Copy everything in the listing below word for word, apart from any images.

Given data

>>>>

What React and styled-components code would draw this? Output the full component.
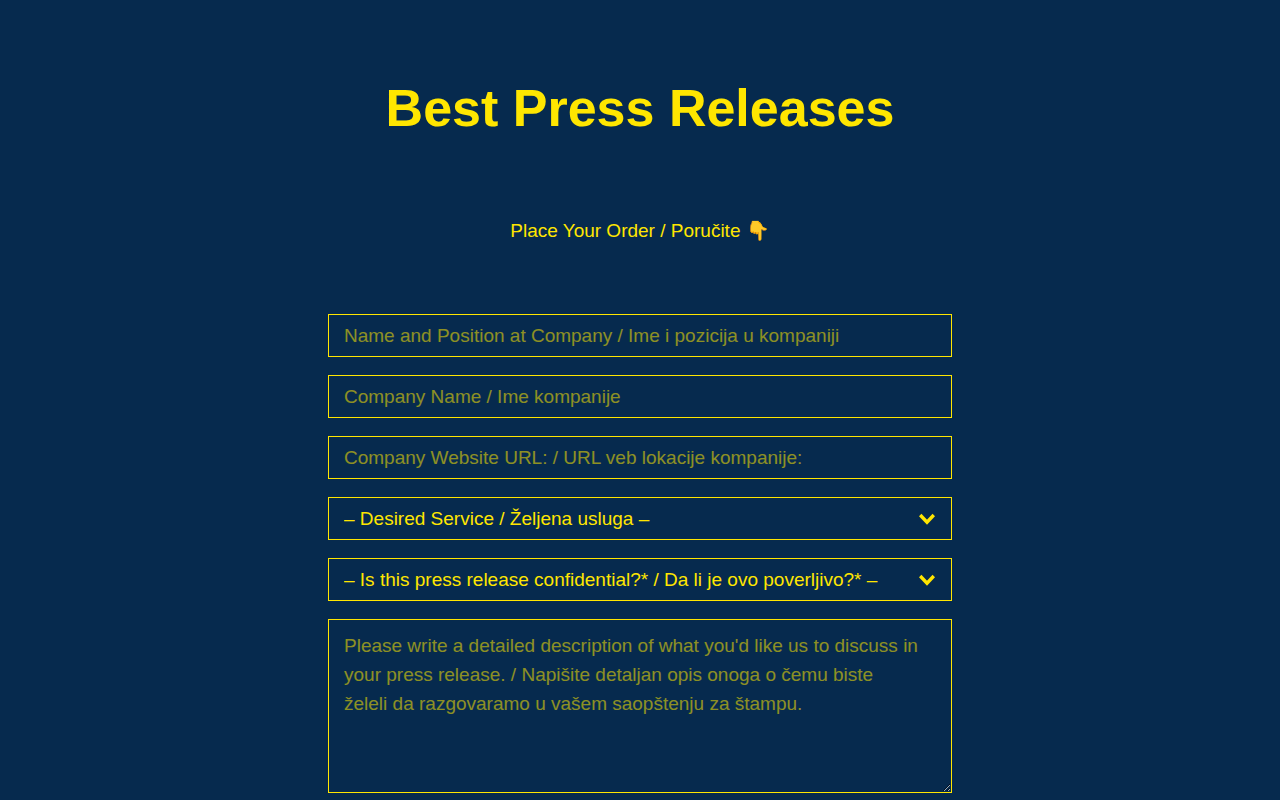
import React, { useState } from 'react'
import styled, { createGlobalStyle, css } from 'styled-components'

const services = ['Press Release Writing', 'Press Release Distribution', 'Writing and Distribution']

export default function App() {
  const [order, setOrder] = useState({ name: '', company: '', url: '', service: '', confidential: '', details: '' })

  const handleChange = e => {
    const { name, value } = e.target
    setOrder(prev => ({ ...prev, [name]: value }))
  }

  return (
    <>
      <GlobalStyle />
      <Page>
        <Title>Best Press Releases</Title>
        <Intro>Place Your Order / Poručite 👇</Intro>
        <Form onSubmit={e => e.preventDefault()}>
          <Input
            name="name"
            aria-label="Name and Position"
            placeholder="Name and Position at Company / Ime i pozicija u kompaniji"
            value={order.name}
            onChange={handleChange}
          />
          <Input
            name="company"
            aria-label="Company Name"
            placeholder="Company Name / Ime kompanije"
            value={order.company}
            onChange={handleChange}
          />
          <Input
            name="url"
            aria-label="Company Website URL"
            placeholder="Company Website URL: / URL veb lokacije kompanije:"
            value={order.url}
            onChange={handleChange}
          />
          <SelectWrapper>
            <Select name="service" aria-label="Desired Service" value={order.service} onChange={handleChange}>
              <option value="">– Desired Service / Željena usluga –</option>
              {services.map(s => <option key={s} value={s}>{s}</option>)}
            </Select>
            <Chevron />
          </SelectWrapper>
          <SelectWrapper>
            <Select name="confidential" aria-label="Confidential" value={order.confidential} onChange={handleChange}>
              <option value="">– Is this press release confidential?* / Da li je ovo poverljivo?* –</option>
              <option value="yes">Yes / Da</option>
              <option value="no">No / Ne</option>
            </Select>
            <Chevron />
          </SelectWrapper>
          <TextArea
            name="details"
            aria-label="Description"
            placeholder="Please write a detailed description of what you'd like us to discuss in your press release. / Napišite detaljan opis onoga o čemu biste želeli da razgovaramo u vašem saopštenju za štampu."
            value={order.details}
            onChange={handleChange}
          />
        </Form>
      </Page>
    </>
  )
}

const Chevron = () => (
  <ChevronIcon viewBox="0 0 16 12" aria-hidden="true">
    <path d="M1.200 2 8 9.200 14.800 2" />
  </ChevronIcon>
)

const GlobalStyle = createGlobalStyle`
  * {
    box-sizing: border-box;
  }
  body {
    margin: 0;
    background: #062a4e;
    color: #ffe600;
    font-family: "Liberation Sans", Arial, sans-serif;
  }
`

const Page = styled.main`
  max-width: 656px;
  margin: 0 auto;
  padding: 72px 16px 8px;
`

const Title = styled.h1`
  margin: 0;
  font-size: 52px;
  line-height: 72px;
  font-weight: 700;
  text-align: center;
`

const Intro = styled.p`
  margin: 72px 0 68px;
  font-size: 19px;
  line-height: 30px;
  text-align: center;
`

const Form = styled.form`
  display: flex;
  flex-direction: column;
  gap: 18px;
`

const field = css`
  display: block;
  width: 100%;
  margin: 0;
  padding: 0 15px;
  border: 1px solid #ffe600;
  border-radius: 0;
  background: transparent;
  color: #ffe600;
  font-family: inherit;
  font-size: 19px;
  line-height: 29px;
  &::placeholder {
    color: #ffe600;
    opacity: 0.54;
  }
  &:focus {
    outline: 1px solid #ffe600;
  }
`

const Input = styled.input`
  ${field}
  height: 43px;
`

const SelectWrapper = styled.div`
  position: relative;
`

const Select = styled.select`
  ${field}
  height: 43px;
  padding-right: 48px;
  appearance: none;
  option {
    background: #062a4e;
  }
`

const ChevronIcon = styled.svg`
  position: absolute;
  top: 16px;
  right: 17px;
  width: 16px;
  height: 12px;
  fill: none;
  stroke: #ffe600;
  stroke-width: 3.4;
  pointer-events: none;
`

const TextArea = styled.textarea`
  ${field}
  height: 174px;
  padding-top: 11px;
  padding-right: 31px;
  padding-bottom: 11px;
  resize: vertical;
`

<<<<

Worked answer
What React and styled-components code would draw this? Output the full component.
import React, { useState } from 'react'
import styled, { createGlobalStyle, css } from 'styled-components'

const services = ['Press Release Writing', 'Press Release Distribution', 'Writing and Distribution']

export default function App() {
  const [order, setOrder] = useState({ name: '', company: '', url: '', service: '', confidential: '', details: '' })

  const handleChange = e => {
    const { name, value } = e.target
    setOrder(prev => ({ ...prev, [name]: value }))
  }

  return (
    <>
      <GlobalStyle />
      <Page>
        <Title>Best Press Releases</Title>
        <Intro>Place Your Order / Poručite 👇</Intro>
        <Form onSubmit={e => e.preventDefault()}>
          <Input
            name="name"
            aria-label="Name and Position"
            placeholder="Name and Position at Company / Ime i pozicija u kompaniji"
            value={order.name}
            onChange={handleChange}
          />
          <Input
            name="company"
            aria-label="Company Name"
            placeholder="Company Name / Ime kompanije"
            value={order.company}
            onChange={handleChange}
          />
          <Input
            name="url"
            aria-label="Company Website URL"
            placeholder="Company Website URL: / URL veb lokacije kompanije:"
            value={order.url}
            onChange={handleChange}
          />
          <SelectWrapper>
            <Select name="service" aria-label="Desired Service" value={order.service} onChange={handleChange}>
              <option value="">– Desired Service / Željena usluga –</option>
              {services.map(s => <option key={s} value={s}>{s}</option>)}
            </Select>
            <Chevron />
          </SelectWrapper>
          <SelectWrapper>
            <Select name="confidential" aria-label="Confidential" value={order.confidential} onChange={handleChange}>
              <option value="">– Is this press release confidential?* / Da li je ovo poverljivo?* –</option>
              <option value="yes">Yes / Da</option>
              <option value="no">No / Ne</option>
            </Select>
            <Chevron />
          </SelectWrapper>
          <TextArea
            name="details"
            aria-label="Description"
            placeholder="Please write a detailed description of what you'd like us to discuss in your press release. / Napišite detaljan opis onoga o čemu biste želeli da razgovaramo u vašem saopštenju za štampu."
            value={order.details}
            onChange={handleChange}
          />
        </Form>
      </Page>
    </>
  )
}

const Chevron = () => (
  <ChevronIcon viewBox="0 0 16 12" aria-hidden="true">
    <path d="M1.200 2 8 9.200 14.800 2" />
  </ChevronIcon>
)

const GlobalStyle = createGlobalStyle`
  * {
    box-sizing: border-box;
  }
  body {
    margin: 0;
    background: #062a4e;
    color: #ffe600;
    font-family: "Liberation Sans", Arial, sans-serif;
  }
`

const Page = styled.main`
  max-width: 656px;
  margin: 0 auto;
  padding: 72px 16px 8px;
`

const Title = styled.h1`
  margin: 0;
  font-size: 52px;
  line-height: 72px;
  font-weight: 700;
  text-align: center;
`

const Intro = styled.p`
  margin: 72px 0 68px;
  font-size: 19px;
  line-height: 30px;
  text-align: center;
`

const Form = styled.form`
  display: flex;
  flex-direction: column;
  gap: 18px;
`

const field = css`
  display: block;
  width: 100%;
  margin: 0;
  padding: 0 15px;
  border: 1px solid #ffe600;
  border-radius: 0;
  background: transparent;
  color: #ffe600;
  font-family: inherit;
  font-size: 19px;
  line-height: 29px;
  &::placeholder {
    color: #ffe600;
    opacity: 0.54;
  }
  &:focus {
    outline: 1px solid #ffe600;
  }
`

const Input = styled.input`
  ${field}
  height: 43px;
`

const SelectWrapper = styled.div`
  position: relative;
`

const Select = styled.select`
  ${field}
  height: 43px;
  padding-right: 48px;
  appearance: none;
  option {
    background: #062a4e;
  }
`

const ChevronIcon = styled.svg`
  position: absolute;
  top: 16px;
  right: 17px;
  width: 16px;
  height: 12px;
  fill: none;
  stroke: #ffe600;
  stroke-width: 3.4;
  pointer-events: none;
`

const TextArea = styled.textarea`
  ${field}
  height: 174px;
  padding-top: 11px;
  padding-right: 31px;
  padding-bottom: 11px;
  resize: vertical;
`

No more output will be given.